Friday, June 6, 2008

Vang Vieng - Miss E again! :D

Vang Vieng is a province with limestone / karst crystal caves, blue rock pools, green padi fields, and red clay roads.



Watered by the Nam Song river, where happy "falangs" go tubing. It is a place you love or hate, with its stunning landscapes, marred by shops selling the same food, airing "Friends" to the people who came to get away from it all... but are still not able to leave their comfort zones mayhaps..




It was also the place where Miss.E had a blond moment, and decided that Tham Phu Kham caves, at a mere 7km away, was walkable.


This neglected to account for the fact that there was a detour of about a further 2km, and a climb up a mud/rock slope of about 65 degree incline... well.. the view was great and I worked off the Lao beer of the previous night...



and the rock pool was a blue I've not seen before...




BUT. There was still the 7km walk back. Good thing friends are forgiving. *lol*



Sunset Guesthouse! Where we managed to get ourselves locked in one night and nearly broke down the bamboo hut:



stillness.



scattered thoughts.

Luang Prabang - Miss E's version

"Will Luang Prabang be in our century of exact sciences,
of quick profits, of victory by money,

the refuge of the last dreamers, the last lovers, the last troubadours?"

- Marthe Bassene, 1909.






Perhaps.
.

Bordered by the Khem Kong and Mekong, in beautifully restored temples and paved streets with lingering French influences, sleeps Luang Prabang. UNESCO World Heritage site since 1995.

Laos is a quiet country. Not a place to do things, but a place to be still. Reading, reflection. Thinking. Not thinking.




The country is waking, slowly but surely. Straggly back-packers from the Bangkok set have arrived, bringing with them the tourist dollar.

In a country where per capita income is less than USD 200 a year, one understands the necessity of it. But hopes for more cultural sensitivity.

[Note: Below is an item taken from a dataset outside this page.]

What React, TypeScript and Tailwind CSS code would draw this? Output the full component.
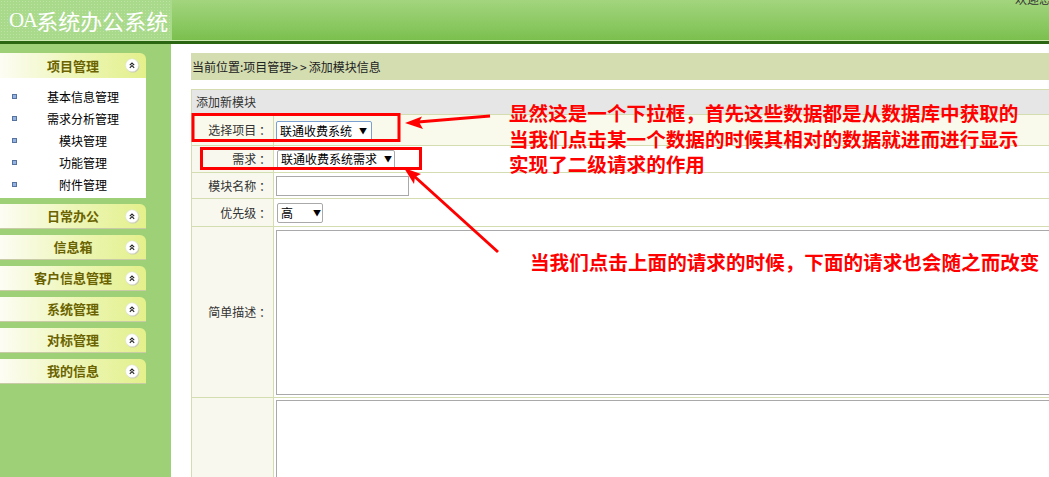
import React from 'react';

const menus = ['日常办公', '信息箱', '客户信息管理', '系统管理', '对标管理', '我的信息'];
const subItems = ['基本信息管理', '需求分析管理', '模块管理', '功能管理', '附件管理'];

const CollapseIcon = () => (
  <svg width="15" height="15" viewBox="0 0 15 15" className="absolute right-[6px] top-[5px]">
    <circle cx="7.8" cy="8" r="6.6" fill="#c9c9b8" />
    <circle cx="7" cy="7.2" r="6.4" fill="#ffffff" stroke="#e2e2d6" strokeWidth="0.6" />
    <path d="M4.8 7.2 L7 5 L9.2 7.2 M4.8 9.8 L7 7.6 L9.2 9.8" fill="none" stroke="#222" strokeWidth="1.1" />
  </svg>
);

const MenuHeader = ({ title, first }: { title: string; first?: boolean }) => (
  <div
    className={`relative flex items-center justify-center rounded-tr-[6px] bg-gradient-to-r from-[#fdfdf4] via-[#eef6b8] to-[#e3f08a] ${first ? 'h-[25px]' : 'mt-[6px] h-[25px] border-b border-[#c9cba6]'}`}
  >
    <span className="text-[13px] font-bold text-[#6a6300]">{title}</span>
    <CollapseIcon />
  </div>
);

const SelectBox = ({ text, className }: { text: string; className: string }) => (
  <div className={`flex items-center gap-[7px] rounded-[2px] border bg-white pl-[3px] text-[12px] text-black ${className}`}>
    <span>{text}</span>
    <span className="text-[8px]">▼</span>
  </div>
);

export default function App() {
  return (
    <div className="relative h-[477px] w-[1049px] overflow-hidden bg-white font-['Noto_Sans_CJK_SC',sans-serif]">
      {/* 顶部 */}
      <div className="flex h-[40px] bg-gradient-to-b from-[#a3d57e] to-[#7bc04e]">
        <div className="flex w-[172px] shrink-0 items-center whitespace-nowrap bg-[#a9d98b] bg-[radial-gradient(#bde3a2_1px,transparent_1px)] bg-[length:3px_3px] pl-[9px]">
          <span className="font-['Liberation_Serif',serif] text-[21px] leading-none tracking-[-1.5px] text-white">OA</span>
          <span className="text-[22px] leading-none text-white">系统办公系统</span>
        </div>
      </div>
      <span className="absolute left-[1015px] top-[-10px] whitespace-nowrap text-[12px] text-[#333]">欢迎您 admin</span>
      <div className="h-px bg-[#cfe9b2]" />
      <div className="h-[3px] bg-[#2b6712]" />

      <div className="flex h-[433px]">
        {/* 左侧菜单 */}
        <div className="w-[171px] shrink-0 bg-[#9dd077] pt-[9px]">
          <div className="w-[146px]">
            <MenuHeader title="项目管理" first />
            <div className="h-[120px] bg-white pt-[8px]">
              {subItems.map((item) => (
                <div key={item} className="relative flex h-[22px] items-center">
                  <span className="absolute left-[12px] top-[8px] h-[5px] w-[5px] border border-[#56729f] bg-[#94b3e2]" />
                  <span className="w-full pl-[20px] text-center text-[12px] text-black">{item}</span>
                </div>
              ))}
            </div>
            {menus.map((m) => (
              <MenuHeader key={m} title={m} />
            ))}
          </div>
        </div>

        {/* 右侧内容 */}
        <div className="min-w-0 flex-1 pl-[20px] pt-[9px]">
          <div className="flex h-[27px] items-center bg-[#d3ddb0] pl-[1px] text-[12px] text-[#222]">
            当前位置:项目管理<span className="tracking-[2px]">&gt;&gt;</span>添加模块信息
          </div>

          <div className="mt-[9px] w-[900px] border-l border-t border-[#d3ddb0] text-[12px] text-[#333]">
            <div className="flex h-[24px] items-center bg-[#e6e6e6] pl-[4px]">添加新模块</div>

            <div className="flex h-[31px] border-t border-[#d3ddb0] bg-[#fafaec]">
              <div className="flex w-[82px] items-center justify-end border-r border-[#d3ddb0] pr-[2px]">选择项目 ：</div>
              <div className="flex items-center pl-[2px] pt-[1px]">
                <SelectBox text="联通收费系统" className="h-[20px] w-[96px] border-[#7aa0d2]" />
              </div>
            </div>

            <div className="flex h-[27px] border-t border-[#d3ddb0]">
              <div className="flex w-[82px] items-center justify-end border-r border-[#d3ddb0] bg-[#f8f8ef] pr-[2px]">需求 ：</div>
              <div className="flex items-center pl-[3px]">
                <SelectBox text="联通收费系统需求" className="h-[19px] w-[118px] border-[#a9a9a9]" />
              </div>
            </div>

            <div className="flex h-[26px] border-t border-[#d3ddb0]">
              <div className="flex w-[82px] items-center justify-end border-r border-[#d3ddb0] bg-[#f8f8ef] pr-[2px]">模块名称 ：</div>
              <div className="flex items-center pl-[2px]">
                <input className="h-[20px] w-[133px] border border-[#a9a9a9] bg-white outline-none" />
              </div>
            </div>

            <div className="flex h-[28px] border-t border-[#d3ddb0]">
              <div className="flex w-[82px] items-center justify-end border-r border-[#d3ddb0] bg-[#f8f8ef] pr-[2px]">优先级 ：</div>
              <div className="flex items-center pl-[3px]">
                <SelectBox text="高" className="h-[20px] w-[46px] gap-[20px] border-[#a9a9a9]" />
              </div>
            </div>

            <div className="flex h-[171px] border-t border-[#d3ddb0]">
              <div className="flex w-[82px] items-center justify-end border-r border-[#d3ddb0] bg-[#f8f8ef] pr-[2px]">简单描述 ：</div>
              <div className="flex-1 pl-[2px] pt-[3px]">
                <textarea className="h-[165px] w-full resize-none border border-[#a9a9a9] bg-white outline-none" />
              </div>
            </div>

            <div className="flex h-[90px] border-t border-[#d3ddb0]">
              <div className="w-[82px] border-r border-[#d3ddb0] bg-[#f8f8ef]" />
              <div className="flex-1 pl-[2px] pt-[2px]">
                <textarea className="h-[120px] w-full resize-none border border-[#a9a9a9] bg-white outline-none" />
              </div>
            </div>
          </div>
        </div>
      </div>

      {/* 标注 */}
      <svg className="pointer-events-none absolute left-0 top-0" width="1049" height="477">
        <rect x="193" y="114.5" width="206" height="26" fill="none" stroke="#ff0000" strokeWidth="3" />
        <rect x="201.5" y="148.5" width="219" height="20" fill="none" stroke="#ff0000" strokeWidth="3" />
        <line x1="490" y1="116" x2="418" y2="122" stroke="#ff0000" strokeWidth="3" />
        <path d="M405 123 L422 116.5 L419 122 L423 129 Z" fill="#ff0000" />
        <line x1="498" y1="252" x2="414" y2="176" stroke="#ff0000" strokeWidth="3" />
        <path d="M404 168 L421 174 L415 177 L414 184 Z" fill="#ff0000" />
      </svg>
      <div className="absolute left-[509px] top-[100px] whitespace-nowrap text-[19.6px] font-bold leading-[25.5px] text-[#ff0000]">
        <div>显然这是一个下拉框，首先这些数据都是从数据库中获取的</div>
        <div>当我们点击某一个数据的时候其相对的数据就进而进行显示</div>
        <div>实现了二级请求的作用</div>
      </div>
      <div className="absolute left-[530px] top-[249px] whitespace-nowrap text-[19.6px] font-bold leading-[25.5px] text-[#ff0000]">
        当我们点击上面的请求的时候，下面的请求也会随之而改变
      </div>
    </div>
  );
}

The morning Tak Bat ceremony, where monks make their rounds and the faithful give food. Hordes of tourists trailing the monks and snapping photos have made this awkward for the locals. Correct procedure would be to observe from a respectful distance, and not raised above the monks... also no female contact.




We spent a day walking around the wats. Learnt that in much of Laos, education in the wats is provided for males, for free. Many travel from the countryside into towns, to spend 3-4 years in the temples, learning. They're happy for a chance to practice their English (or Japanese!) as well. This guy is 24, has been in Wat Mai for 3.5 years. He hopes to have a chance to travel in future. Note his erased tattoo (and no.. he chatted with me first, I did not chat him up 0=)).

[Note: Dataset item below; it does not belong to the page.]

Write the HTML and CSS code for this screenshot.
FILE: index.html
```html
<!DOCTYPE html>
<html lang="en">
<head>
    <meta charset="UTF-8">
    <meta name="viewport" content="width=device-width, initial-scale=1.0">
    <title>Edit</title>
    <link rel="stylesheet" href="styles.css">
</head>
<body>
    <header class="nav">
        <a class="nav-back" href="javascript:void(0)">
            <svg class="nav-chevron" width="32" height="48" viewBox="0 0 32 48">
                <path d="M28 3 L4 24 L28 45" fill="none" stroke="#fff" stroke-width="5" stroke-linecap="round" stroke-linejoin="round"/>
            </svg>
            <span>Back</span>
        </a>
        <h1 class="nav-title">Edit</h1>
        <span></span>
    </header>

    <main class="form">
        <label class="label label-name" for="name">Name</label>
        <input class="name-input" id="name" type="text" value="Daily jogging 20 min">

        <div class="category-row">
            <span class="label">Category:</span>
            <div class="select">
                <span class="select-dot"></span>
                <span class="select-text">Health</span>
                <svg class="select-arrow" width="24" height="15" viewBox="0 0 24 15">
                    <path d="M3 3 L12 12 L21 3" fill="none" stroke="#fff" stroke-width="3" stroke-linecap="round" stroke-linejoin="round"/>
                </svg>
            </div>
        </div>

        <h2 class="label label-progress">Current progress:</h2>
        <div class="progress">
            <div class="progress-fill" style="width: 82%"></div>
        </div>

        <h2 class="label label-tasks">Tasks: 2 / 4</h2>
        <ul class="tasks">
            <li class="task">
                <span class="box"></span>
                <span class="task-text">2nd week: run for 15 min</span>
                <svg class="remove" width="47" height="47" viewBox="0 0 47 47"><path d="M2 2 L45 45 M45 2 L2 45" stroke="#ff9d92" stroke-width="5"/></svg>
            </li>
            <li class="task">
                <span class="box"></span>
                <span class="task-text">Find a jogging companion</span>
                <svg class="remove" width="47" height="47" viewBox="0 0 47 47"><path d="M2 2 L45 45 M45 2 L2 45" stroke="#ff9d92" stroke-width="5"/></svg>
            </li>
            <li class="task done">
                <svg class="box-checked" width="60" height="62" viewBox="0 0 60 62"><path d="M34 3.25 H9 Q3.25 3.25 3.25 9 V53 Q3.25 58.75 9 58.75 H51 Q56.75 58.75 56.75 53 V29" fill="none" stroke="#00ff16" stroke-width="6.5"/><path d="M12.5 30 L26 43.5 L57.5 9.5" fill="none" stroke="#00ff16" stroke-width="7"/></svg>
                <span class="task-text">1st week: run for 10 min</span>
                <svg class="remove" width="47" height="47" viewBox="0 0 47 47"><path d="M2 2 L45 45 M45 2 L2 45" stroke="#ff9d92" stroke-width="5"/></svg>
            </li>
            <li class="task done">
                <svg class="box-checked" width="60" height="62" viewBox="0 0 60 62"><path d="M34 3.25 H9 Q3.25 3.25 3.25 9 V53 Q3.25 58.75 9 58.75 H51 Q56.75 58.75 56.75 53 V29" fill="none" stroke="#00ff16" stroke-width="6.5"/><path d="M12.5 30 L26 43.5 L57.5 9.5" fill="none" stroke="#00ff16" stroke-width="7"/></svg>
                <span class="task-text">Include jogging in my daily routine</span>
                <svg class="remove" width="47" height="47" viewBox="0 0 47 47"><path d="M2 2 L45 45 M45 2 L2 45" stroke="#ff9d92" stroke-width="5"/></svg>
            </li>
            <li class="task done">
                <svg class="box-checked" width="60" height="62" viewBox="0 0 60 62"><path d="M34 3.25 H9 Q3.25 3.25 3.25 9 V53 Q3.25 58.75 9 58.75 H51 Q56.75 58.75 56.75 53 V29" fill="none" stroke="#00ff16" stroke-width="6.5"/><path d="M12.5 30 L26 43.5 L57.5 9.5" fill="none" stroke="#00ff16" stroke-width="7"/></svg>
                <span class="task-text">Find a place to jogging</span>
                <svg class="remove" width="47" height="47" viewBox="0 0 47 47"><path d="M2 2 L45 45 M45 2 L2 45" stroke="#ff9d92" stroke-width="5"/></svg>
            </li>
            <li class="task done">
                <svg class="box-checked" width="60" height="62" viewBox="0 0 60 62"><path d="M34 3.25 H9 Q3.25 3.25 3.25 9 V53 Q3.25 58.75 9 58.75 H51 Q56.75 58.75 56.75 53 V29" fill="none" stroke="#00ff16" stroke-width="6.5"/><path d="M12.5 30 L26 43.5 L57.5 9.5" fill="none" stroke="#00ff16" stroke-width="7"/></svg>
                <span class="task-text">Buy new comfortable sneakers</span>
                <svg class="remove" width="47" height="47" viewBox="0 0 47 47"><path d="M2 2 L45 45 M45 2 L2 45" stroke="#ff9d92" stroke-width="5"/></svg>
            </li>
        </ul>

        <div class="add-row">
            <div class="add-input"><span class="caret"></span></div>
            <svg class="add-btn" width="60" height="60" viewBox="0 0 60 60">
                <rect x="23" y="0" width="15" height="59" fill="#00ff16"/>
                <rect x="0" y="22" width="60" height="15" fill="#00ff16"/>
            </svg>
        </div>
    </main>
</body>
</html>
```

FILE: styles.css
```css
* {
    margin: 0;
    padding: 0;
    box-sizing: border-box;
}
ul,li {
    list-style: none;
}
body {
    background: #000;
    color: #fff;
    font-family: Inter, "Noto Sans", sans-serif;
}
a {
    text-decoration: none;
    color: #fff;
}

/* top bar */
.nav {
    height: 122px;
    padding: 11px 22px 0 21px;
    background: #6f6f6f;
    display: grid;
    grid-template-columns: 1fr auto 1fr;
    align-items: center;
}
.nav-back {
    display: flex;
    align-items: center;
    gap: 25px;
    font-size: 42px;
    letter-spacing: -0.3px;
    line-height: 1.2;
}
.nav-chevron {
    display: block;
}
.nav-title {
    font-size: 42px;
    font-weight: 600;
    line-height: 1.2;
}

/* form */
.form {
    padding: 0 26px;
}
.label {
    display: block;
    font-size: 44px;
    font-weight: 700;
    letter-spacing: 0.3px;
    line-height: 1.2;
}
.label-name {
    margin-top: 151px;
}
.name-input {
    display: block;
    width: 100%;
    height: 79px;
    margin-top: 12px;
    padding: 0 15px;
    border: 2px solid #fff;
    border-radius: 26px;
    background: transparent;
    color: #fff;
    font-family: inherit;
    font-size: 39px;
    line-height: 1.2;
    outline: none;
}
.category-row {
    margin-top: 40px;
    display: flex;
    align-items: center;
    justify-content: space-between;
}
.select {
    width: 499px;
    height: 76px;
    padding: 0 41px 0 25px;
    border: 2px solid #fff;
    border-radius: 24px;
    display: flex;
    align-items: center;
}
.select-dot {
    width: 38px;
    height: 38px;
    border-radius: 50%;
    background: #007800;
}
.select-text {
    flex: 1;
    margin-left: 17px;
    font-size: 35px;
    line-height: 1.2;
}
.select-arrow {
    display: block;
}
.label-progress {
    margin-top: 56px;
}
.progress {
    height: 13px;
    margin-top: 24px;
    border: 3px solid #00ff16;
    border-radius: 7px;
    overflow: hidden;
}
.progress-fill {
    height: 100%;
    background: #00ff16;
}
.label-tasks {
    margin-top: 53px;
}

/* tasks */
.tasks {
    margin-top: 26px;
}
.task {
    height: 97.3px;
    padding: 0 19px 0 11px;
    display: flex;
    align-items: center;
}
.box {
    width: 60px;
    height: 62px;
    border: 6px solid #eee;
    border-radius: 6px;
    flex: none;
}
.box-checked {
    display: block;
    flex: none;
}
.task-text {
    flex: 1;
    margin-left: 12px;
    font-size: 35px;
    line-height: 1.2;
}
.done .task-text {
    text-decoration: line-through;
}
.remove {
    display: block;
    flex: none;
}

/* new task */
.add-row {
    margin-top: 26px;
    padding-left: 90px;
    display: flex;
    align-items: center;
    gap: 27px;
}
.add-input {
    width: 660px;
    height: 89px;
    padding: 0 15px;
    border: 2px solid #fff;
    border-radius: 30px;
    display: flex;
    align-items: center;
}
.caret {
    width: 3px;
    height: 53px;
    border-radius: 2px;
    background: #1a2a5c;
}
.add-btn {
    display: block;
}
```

Sometimes, we'd walk to the market for breakfast as well, which was where we chanced upon this little chap, looking a trifle bored at his mother's stall.




Another little chap aged about 2 approached us with the most innocent air... then tried to filch our dough fritters. As we tried to protect our breakfast, his mama come up running with a scream, to cart him away before we could take a photo. He did get a little piece of fritter for his efforts though.

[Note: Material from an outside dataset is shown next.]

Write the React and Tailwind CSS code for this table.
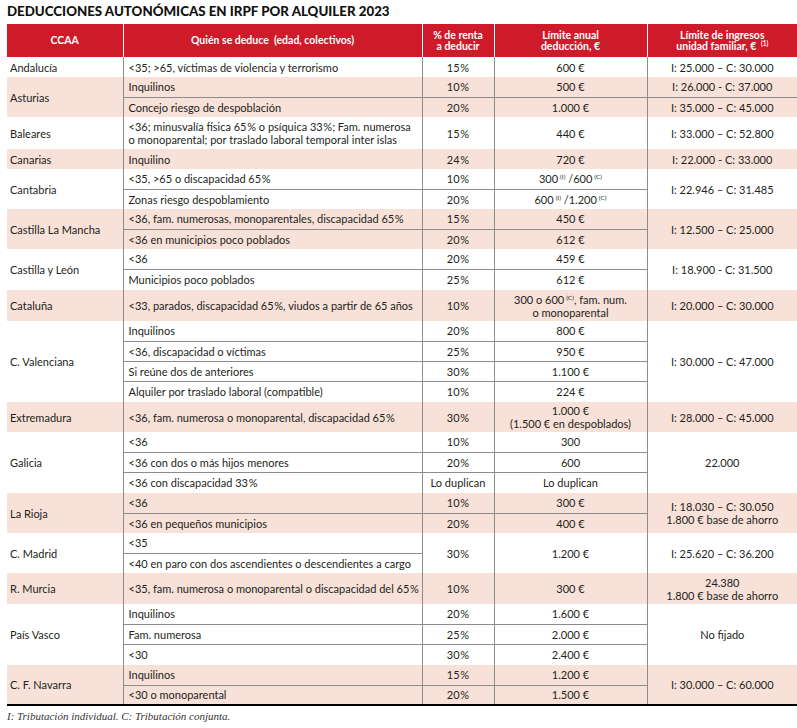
import React from 'react'

const Sup = ({ children }) => (
    <span className="inline-block text-[6.5px] leading-[6px] relative -top-[4px] ml-[2px]">{children}</span>
)

const P = '\u200A%'

const groups = [
    { ccaa: 'Andalucía', rows: [{ q: '<35; >65, víctimas de violencia y terrorismo', p: '15' + P, l: '600 €', i: 'I: 25.000 – C: 30.000', h: 20 }] },
    {
        ccaa: 'Asturias', rows: [
            { q: 'Inquilinos', p: '10' + P, l: '500 €', i: 'I: 26.000 - C: 37.000', h: 20 },
            { q: 'Concejo riesgo de despoblación', p: '20' + P, l: '1.000 €', i: 'I: 35.000 – C: 45.000', h: 20 },
        ]
    },
    {
        ccaa: 'Baleares', rows: [{
            q: <>&lt;36; minusvalía física 65&#8202;% o psíquica 33&#8202;%; Fam. numerosa<br />o monoparental; por traslado laboral temporal inter islas</>,
            p: '15' + P, l: '440 €', i: 'I: 33.000 – C: 52.800', h: 32
        }]
    },
    { ccaa: 'Canarias', rows: [{ q: 'Inquilino', p: '24' + P, l: '720 €', i: 'I: 22.000 - C: 33.000', h: 20 }] },
    {
        ccaa: 'Cantabria', ingresos: 'I: 22.946 – C: 31.485', rows: [
            { q: '<35, >65 o discapacidad 65' + P, p: '10' + P, l: <>300<Sup>(I)</Sup> /600<Sup>(C)</Sup></>, h: 20 },
            { q: 'Zonas riesgo despoblamiento', p: '20' + P, l: <>600<Sup>(I)</Sup> /1.200<Sup>(C)</Sup></>, h: 20 },
        ]
    },
    {
        ccaa: 'Castilla La Mancha', ingresos: 'I: 12.500 – C: 25.000', rows: [
            { q: '<36, fam. numerosas, monoparentales, discapacidad 65' + P, p: '15' + P, l: '450 €', h: 20 },
            { q: '<36 en municipios poco poblados', p: '20' + P, l: '612 €', h: 20 },
        ]
    },
    {
        ccaa: 'Castilla y León', ingresos: 'I: 18.900 - C: 31.500', rows: [
            { q: '<36', p: '20' + P, l: '459 €', h: 20 },
            { q: 'Municipios poco poblados', p: '25' + P, l: '612 €', h: 21 },
        ]
    },
    {
        ccaa: 'Cataluña', rows: [{
            q: '<33, parados, discapacidad 65' + P + ', viudos a partir de 65 años', p: '10' + P,
            l: <>300 o 600<Sup>(C)</Sup>, fam. num.<br />o monoparental</>, i: 'I: 20.000 – C: 30.000', h: 31
        }]
    },
    {
        ccaa: 'C. Valenciana', ingresos: 'I: 30.000 – C: 47.000', rows: [
            { q: 'Inquilinos', p: '20' + P, l: '800 €', h: 20 },
            { q: '<36, discapacidad o víctimas', p: '25' + P, l: '950 €', h: 20 },
            { q: 'Si reúne dos de anteriores', p: '30' + P, l: '1.100 €', h: 20 },
            { q: 'Alquiler por traslado laboral (compatible)', p: '10' + P, l: '224 €', h: 21 },
        ]
    },
    {
        ccaa: 'Extremadura', rows: [{
            q: '<36, fam. numerosa o monoparental, discapacidad 65' + P, p: '30' + P,
            l: <>1.000 €<br />(1.500 € en despoblados)</>, i: 'I: 28.000 – C: 45.000', h: 30
        }]
    },
    {
        ccaa: 'Galicia', ingresos: '22.000', rows: [
            { q: '<36', p: '10' + P, l: '300', h: 20 },
            { q: '<36 con dos o más hijos menores', p: '20' + P, l: '600', h: 20 },
            { q: '<36 con discapacidad 33' + P, p: 'Lo duplican', l: 'Lo duplican', h: 21 },
        ]
    },
    {
        ccaa: 'La Rioja', ingresos: <>I: 18.030 – C: 30.050<br />1.800 € base de ahorro</>, rows: [
            { q: '<36', p: '10' + P, l: '300 €', h: 20 },
            { q: '<36 en pequeños municipios', p: '20' + P, l: '400 €', h: 20 },
        ]
    },
    {
        ccaa: 'C. Madrid', ingresos: 'I: 25.620 – C: 36.200', merged: { p: '30' + P, l: '1.200 €' }, rows: [
            { q: '<35', h: 20 },
            { q: '<40 en paro con dos ascendientes o descendientes a cargo', h: 20 },
        ]
    },
    {
        ccaa: 'R. Murcia', rows: [{
            q: '<35, fam. numerosa o monoparental o discapacidad del 65' + P, p: '10' + P, l: '300 €',
            i: <>24.380<br />1.800 € base de ahorro</>, h: 31
        }]
    },
    {
        ccaa: 'País Vasco', ingresos: 'No fijado', rows: [
            { q: 'Inquilinos', p: '20' + P, l: '1.600 €', h: 20 },
            { q: 'Fam. numerosa', p: '25' + P, l: '2.000 €', h: 20 },
            { q: '<30', p: '30' + P, l: '2.400 €', h: 21 },
        ]
    },
    {
        ccaa: 'C. F. Navarra', ingresos: 'I: 30.000 – C: 60.000', rows: [
            { q: 'Inquilinos', p: '15' + P, l: '1.200 €', h: 20 },
            { q: '<30 o monoparental', p: '20' + P, l: '1.500 €', h: 20 },
        ]
    },
]

const App = () => {
    return (
        <div className="w-[797px] h-[728px] bg-white text-[#231f20] font-['Lato',sans-serif]">
            <h1 className="h-[24px] pl-[7px] pt-[1px] text-[13.3px] leading-[20px] font-black text-[#111]">
                DEDUCCIONES AUTONÓMICAS EN IRPF POR ALQUILER 2023
            </h1>

            <table className="ml-[7px] w-[790px] table-fixed border-collapse border-b-2 border-black text-[11px] leading-[13px]">
                <colgroup>
                    <col className="w-[116px]" />
                    <col className="w-[299px]" />
                    <col className="w-[72px]" />
                    <col className="w-[153px]" />
                    <col className="w-[150px]" />
                </colgroup>
                <thead>
                    <tr className="h-[33px] bg-[#cf1a29] text-white text-[10.5px] leading-[11px]">
                        <th className="font-bold">CCAA</th>
                        <th className="font-bold border-l border-white">Quién se deduce&nbsp; (edad, colectivos)</th>
                        <th className="font-bold border-l border-white">% de renta<br />a deducir</th>
                        <th className="font-bold border-l border-white">Límite anual<br />deducción, €</th>
                        <th className="font-bold border-l border-white">
                            Límite de ingresos<br />unidad familiar, € <Sup>(1)</Sup>
                        </th>
                    </tr>
                </thead>
                <tbody>
                    {groups.map((g, gi) => {
                        const bg = gi % 2 === 1 ? 'bg-[#f7e1d8]' : 'bg-white'
                        return g.rows.map((r, ri) => {
                            const line = ri > 0 ? 'border-t border-[#8c8c8c]' : ''
                            return (
                                <tr key={g.ccaa + ri} className={bg} style={{ height: r.h }}>
                                    {ri === 0 && (
                                        <td rowSpan={g.rows.length} className="pl-[3px] align-middle">{g.ccaa}</td>
                                    )}
                                    <td className={`pl-[5px] border-l border-[#8c8c8c] ${line}`}>{r.q}</td>
                                    {g.merged ? (
                                        ri === 0 && (
                                            <>
                                                <td rowSpan={g.rows.length} className="text-center border-l border-[#8c8c8c]">{g.merged.p}</td>
                                                <td rowSpan={g.rows.length} className="text-center border-l border-[#8c8c8c]">{g.merged.l}</td>
                                            </>
                                        )
                                    ) : (
                                        <>
                                            <td className={`text-center border-l border-[#8c8c8c] ${line}`}>{r.p}</td>
                                            <td className={`text-center border-l border-[#8c8c8c] ${line}`}>{r.l}</td>
                                        </>
                                    )}
                                    {g.ingresos ? (
                                        ri === 0 && (
                                            <td rowSpan={g.rows.length} className="text-center border-l border-[#8c8c8c]">{g.ingresos}</td>
                                        )
                                    ) : (
                                        <td className={`text-center border-l border-[#8c8c8c] ${line}`}>{r.i}</td>
                                    )}
                                </tr>
                            )
                        })
                    })}
                </tbody>
            </table>

            <p className="pl-[7px] pt-[4px] text-[11px] leading-[13px] italic font-['Liberation_Serif',serif] text-[#333]">
                I: Tributación individual. C: Tributación conjunta.
            </p>
        </div>
    )
}

export default App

Phousi is a hill with murderous steps, and a wat at the top. Also a little cave temple, where an eerie figure of wax (or perhaps he was someone who was in living meditation... either way, we didn't dare approach) sat amid incense and gilt offering trees.




Sunset from Phousi:




As the afternoons were hot, we sometimes escaped to JoMa's cafe, a nice little eatery serving pastries, pasta and cool drinks. Owned by expatriates, but run by locals, it is perhaps a sustainable alternative where the country opens up, but still retains its charm. Also, it is the only place in Luang Prabang with air-conditioning (outside the expensive hotels). Yes, I'm getting too old for this! =D




Our room, Sillichith Guesthouse. Somehow, we've a habit of making our accommodation look really bad. *lol* Was told our photo resembled a red light district. But in fact, it is a clean, family-run guesthouse with a curfew pasted prominently on the front door, "Please come back before 11.30pm. Anyone outside later, please take care by yourself."




Tat Kuang Si falls, a short distance from town:





And finally. The drink which separates the men from the boys... Whiskey, Lao style (additional ingredients optional). 50% proof, it goes down like a clean sake... and all of a sudden, you feel warm.